Aim of the exercise: Can you copy out the data exactly? Leave the images out.

Data excerpt:
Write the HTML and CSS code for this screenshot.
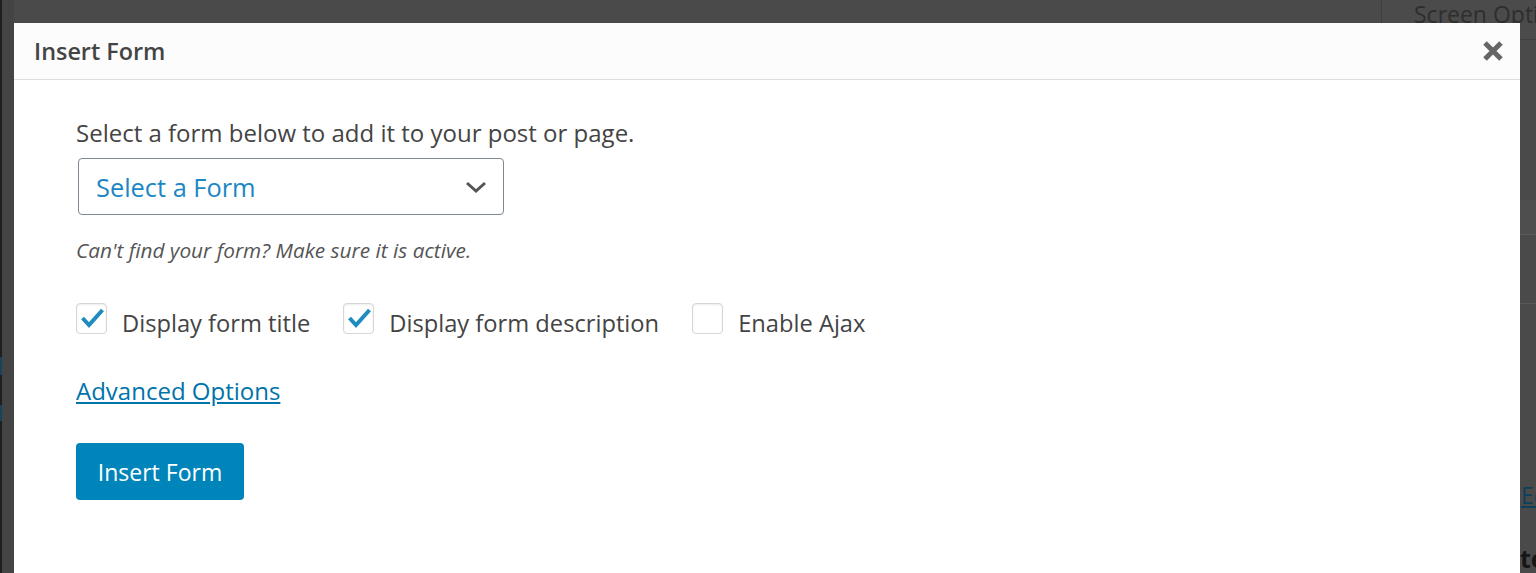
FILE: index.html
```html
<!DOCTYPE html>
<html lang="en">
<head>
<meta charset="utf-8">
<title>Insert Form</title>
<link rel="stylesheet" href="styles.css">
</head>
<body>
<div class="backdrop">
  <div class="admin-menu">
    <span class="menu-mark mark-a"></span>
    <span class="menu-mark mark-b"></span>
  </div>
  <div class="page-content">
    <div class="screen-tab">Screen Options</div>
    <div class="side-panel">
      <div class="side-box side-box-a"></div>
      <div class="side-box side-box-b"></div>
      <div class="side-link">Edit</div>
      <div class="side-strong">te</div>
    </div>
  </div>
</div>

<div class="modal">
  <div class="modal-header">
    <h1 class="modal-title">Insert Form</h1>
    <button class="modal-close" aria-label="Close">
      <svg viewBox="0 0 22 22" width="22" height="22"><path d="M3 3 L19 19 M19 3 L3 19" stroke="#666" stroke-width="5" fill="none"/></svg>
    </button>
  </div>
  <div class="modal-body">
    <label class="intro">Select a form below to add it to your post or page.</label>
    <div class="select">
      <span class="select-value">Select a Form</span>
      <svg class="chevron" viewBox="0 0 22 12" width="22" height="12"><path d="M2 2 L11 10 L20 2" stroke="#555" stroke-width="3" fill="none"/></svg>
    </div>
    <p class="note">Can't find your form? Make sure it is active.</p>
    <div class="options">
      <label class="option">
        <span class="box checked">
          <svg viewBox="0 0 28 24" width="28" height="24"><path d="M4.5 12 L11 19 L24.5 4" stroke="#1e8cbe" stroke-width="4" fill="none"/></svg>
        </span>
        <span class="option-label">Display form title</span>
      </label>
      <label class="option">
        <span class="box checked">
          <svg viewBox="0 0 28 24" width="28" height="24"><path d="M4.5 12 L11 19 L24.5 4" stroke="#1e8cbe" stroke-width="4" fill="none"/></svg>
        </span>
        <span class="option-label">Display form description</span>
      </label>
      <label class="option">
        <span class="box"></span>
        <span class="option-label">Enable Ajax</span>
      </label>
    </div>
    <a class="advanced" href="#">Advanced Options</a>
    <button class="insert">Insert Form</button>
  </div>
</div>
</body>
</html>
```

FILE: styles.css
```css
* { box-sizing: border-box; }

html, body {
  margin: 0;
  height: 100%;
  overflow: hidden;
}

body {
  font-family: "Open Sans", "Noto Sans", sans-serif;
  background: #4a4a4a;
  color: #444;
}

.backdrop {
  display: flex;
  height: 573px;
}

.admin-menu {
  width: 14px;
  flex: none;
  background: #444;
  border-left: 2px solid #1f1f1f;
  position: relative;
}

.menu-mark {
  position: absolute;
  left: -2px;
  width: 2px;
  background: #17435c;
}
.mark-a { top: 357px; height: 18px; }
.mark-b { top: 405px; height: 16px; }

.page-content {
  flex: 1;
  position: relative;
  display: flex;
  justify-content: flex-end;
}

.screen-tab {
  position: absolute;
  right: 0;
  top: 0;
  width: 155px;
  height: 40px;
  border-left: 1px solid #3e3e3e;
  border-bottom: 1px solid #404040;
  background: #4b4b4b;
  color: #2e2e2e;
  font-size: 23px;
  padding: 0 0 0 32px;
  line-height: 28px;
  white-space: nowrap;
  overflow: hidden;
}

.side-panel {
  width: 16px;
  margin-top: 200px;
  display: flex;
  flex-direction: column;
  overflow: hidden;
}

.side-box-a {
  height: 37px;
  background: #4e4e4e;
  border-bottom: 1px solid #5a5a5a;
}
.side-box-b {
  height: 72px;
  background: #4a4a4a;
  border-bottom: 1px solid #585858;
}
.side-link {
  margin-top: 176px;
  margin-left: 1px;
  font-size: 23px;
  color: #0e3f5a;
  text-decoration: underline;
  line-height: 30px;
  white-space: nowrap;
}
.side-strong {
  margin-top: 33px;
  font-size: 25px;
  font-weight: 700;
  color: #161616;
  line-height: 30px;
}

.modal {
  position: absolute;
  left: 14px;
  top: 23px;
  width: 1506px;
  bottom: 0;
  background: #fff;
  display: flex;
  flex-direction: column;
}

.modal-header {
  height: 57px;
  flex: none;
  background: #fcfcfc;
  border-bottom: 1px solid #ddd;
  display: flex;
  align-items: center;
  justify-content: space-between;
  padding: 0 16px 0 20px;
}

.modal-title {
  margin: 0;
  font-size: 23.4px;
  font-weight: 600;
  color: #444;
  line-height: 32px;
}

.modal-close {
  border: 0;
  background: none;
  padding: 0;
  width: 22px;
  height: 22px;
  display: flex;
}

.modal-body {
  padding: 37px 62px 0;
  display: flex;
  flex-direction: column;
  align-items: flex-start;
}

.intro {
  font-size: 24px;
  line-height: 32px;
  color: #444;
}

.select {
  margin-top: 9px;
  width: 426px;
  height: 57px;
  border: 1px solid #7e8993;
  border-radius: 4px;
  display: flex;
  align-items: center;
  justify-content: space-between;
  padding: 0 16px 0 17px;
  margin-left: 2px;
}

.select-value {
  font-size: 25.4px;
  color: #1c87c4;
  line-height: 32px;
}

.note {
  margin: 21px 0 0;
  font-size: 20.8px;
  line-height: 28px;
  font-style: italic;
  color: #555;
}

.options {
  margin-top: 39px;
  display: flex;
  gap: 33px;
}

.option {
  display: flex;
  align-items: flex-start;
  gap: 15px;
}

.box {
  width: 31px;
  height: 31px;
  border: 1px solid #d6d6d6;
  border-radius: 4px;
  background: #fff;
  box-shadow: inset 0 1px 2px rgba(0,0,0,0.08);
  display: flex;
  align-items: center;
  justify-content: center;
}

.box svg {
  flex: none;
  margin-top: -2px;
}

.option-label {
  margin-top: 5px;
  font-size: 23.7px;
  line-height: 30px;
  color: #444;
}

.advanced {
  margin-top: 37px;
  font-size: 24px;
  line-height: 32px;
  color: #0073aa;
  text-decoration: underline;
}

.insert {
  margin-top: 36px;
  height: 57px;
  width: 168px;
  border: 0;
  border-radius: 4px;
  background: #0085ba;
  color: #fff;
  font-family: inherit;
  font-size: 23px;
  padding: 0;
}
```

Exercise result:
Write the HTML and CSS code for this screenshot.
FILE: index.html
```html
<!DOCTYPE html>
<html lang="en">
<head>
<meta charset="utf-8">
<title>Insert Form</title>
<link rel="stylesheet" href="styles.css">
</head>
<body>
<div class="backdrop">
  <div class="admin-menu">
    <span class="menu-mark mark-a"></span>
    <span class="menu-mark mark-b"></span>
  </div>
  <div class="page-content">
    <div class="screen-tab">Screen Options</div>
    <div class="side-panel">
      <div class="side-box side-box-a"></div>
      <div class="side-box side-box-b"></div>
      <div class="side-link">Edit</div>
      <div class="side-strong">te</div>
    </div>
  </div>
</div>

<div class="modal">
  <div class="modal-header">
    <h1 class="modal-title">Insert Form</h1>
    <button class="modal-close" aria-label="Close">
      <svg viewBox="0 0 22 22" width="22" height="22"><path d="M3 3 L19 19 M19 3 L3 19" stroke="#666" stroke-width="5" fill="none"/></svg>
    </button>
  </div>
  <div class="modal-body">
    <label class="intro">Select a form below to add it to your post or page.</label>
    <div class="select">
      <span class="select-value">Select a Form</span>
      <svg class="chevron" viewBox="0 0 22 12" width="22" height="12"><path d="M2 2 L11 10 L20 2" stroke="#555" stroke-width="3" fill="none"/></svg>
    </div>
    <p class="note">Can't find your form? Make sure it is active.</p>
    <div class="options">
      <label class="option">
        <span class="box checked">
          <svg viewBox="0 0 28 24" width="28" height="24"><path d="M4.5 12 L11 19 L24.5 4" stroke="#1e8cbe" stroke-width="4" fill="none"/></svg>
        </span>
        <span class="option-label">Display form title</span>
      </label>
      <label class="option">
        <span class="box checked">
          <svg viewBox="0 0 28 24" width="28" height="24"><path d="M4.5 12 L11 19 L24.5 4" stroke="#1e8cbe" stroke-width="4" fill="none"/></svg>
        </span>
        <span class="option-label">Display form description</span>
      </label>
      <label class="option">
        <span class="box"></span>
        <span class="option-label">Enable Ajax</span>
      </label>
    </div>
    <a class="advanced" href="#">Advanced Options</a>
    <button class="insert">Insert Form</button>
  </div>
</div>
</body>
</html>
```

FILE: styles.css
```css
* { box-sizing: border-box; }

html, body {
  margin: 0;
  height: 100%;
  overflow: hidden;
}

body {
  font-family: "Open Sans", "Noto Sans", sans-serif;
  background: #4a4a4a;
  color: #444;
}

.backdrop {
  display: flex;
  height: 573px;
}

.admin-menu {
  width: 14px;
  flex: none;
  background: #444;
  border-left: 2px solid #1f1f1f;
  position: relative;
}

.menu-mark {
  position: absolute;
  left: -2px;
  width: 2px;
  background: #17435c;
}
.mark-a { top: 357px; height: 18px; }
.mark-b { top: 405px; height: 16px; }

.page-content {
  flex: 1;
  position: relative;
  display: flex;
  justify-content: flex-end;
}

.screen-tab {
  position: absolute;
  right: 0;
  top: 0;
  width: 155px;
  height: 40px;
  border-left: 1px solid #3e3e3e;
  border-bottom: 1px solid #404040;
  background: #4b4b4b;
  color: #2e2e2e;
  font-size: 23px;
  padding: 0 0 0 32px;
  line-height: 28px;
  white-space: nowrap;
  overflow: hidden;
}

.side-panel {
  width: 16px;
  margin-top: 200px;
  display: flex;
  flex-direction: column;
  overflow: hidden;
}

.side-box-a {
  height: 37px;
  background: #4e4e4e;
  border-bottom: 1px solid #5a5a5a;
}
.side-box-b {
  height: 72px;
  background: #4a4a4a;
  border-bottom: 1px solid #585858;
}
.side-link {
  margin-top: 176px;
  margin-left: 1px;
  font-size: 23px;
  color: #0e3f5a;
  text-decoration: underline;
  line-height: 30px;
  white-space: nowrap;
}
.side-strong {
  margin-top: 33px;
  font-size: 25px;
  font-weight: 700;
  color: #161616;
  line-height: 30px;
}

.modal {
  position: absolute;
  left: 14px;
  top: 23px;
  width: 1506px;
  bottom: 0;
  background: #fff;
  display: flex;
  flex-direction: column;
}

.modal-header {
  height: 57px;
  flex: none;
  background: #fcfcfc;
  border-bottom: 1px solid #ddd;
  display: flex;
  align-items: center;
  justify-content: space-between;
  padding: 0 16px 0 20px;
}

.modal-title {
  margin: 0;
  font-size: 23.4px;
  font-weight: 600;
  color: #444;
  line-height: 32px;
}

.modal-close {
  border: 0;
  background: none;
  padding: 0;
  width: 22px;
  height: 22px;
  display: flex;
}

.modal-body {
  padding: 37px 62px 0;
  display: flex;
  flex-direction: column;
  align-items: flex-start;
}

.intro {
  font-size: 24px;
  line-height: 32px;
  color: #444;
}

.select {
  margin-top: 9px;
  width: 426px;
  height: 57px;
  border: 1px solid #7e8993;
  border-radius: 4px;
  display: flex;
  align-items: center;
  justify-content: space-between;
  padding: 0 16px 0 17px;
  margin-left: 2px;
}

.select-value {
  font-size: 25.4px;
  color: #1c87c4;
  line-height: 32px;
}

.note {
  margin: 21px 0 0;
  font-size: 20.8px;
  line-height: 28px;
  font-style: italic;
  color: #555;
}

.options {
  margin-top: 39px;
  display: flex;
  gap: 33px;
}

.option {
  display: flex;
  align-items: flex-start;
  gap: 15px;
}

.box {
  width: 31px;
  height: 31px;
  border: 1px solid #d6d6d6;
  border-radius: 4px;
  background: #fff;
  box-shadow: inset 0 1px 2px rgba(0,0,0,0.08);
  display: flex;
  align-items: center;
  justify-content: center;
}

.box svg {
  flex: none;
  margin-top: -2px;
}

.option-label {
  margin-top: 5px;
  font-size: 23.7px;
  line-height: 30px;
  color: #444;
}

.advanced {
  margin-top: 37px;
  font-size: 24px;
  line-height: 32px;
  color: #0073aa;
  text-decoration: underline;
}

.insert {
  margin-top: 36px;
  height: 57px;
  width: 168px;
  border: 0;
  border-radius: 4px;
  background: #0085ba;
  color: #fff;
  font-family: inherit;
  font-size: 23px;
  padding: 0;
}
```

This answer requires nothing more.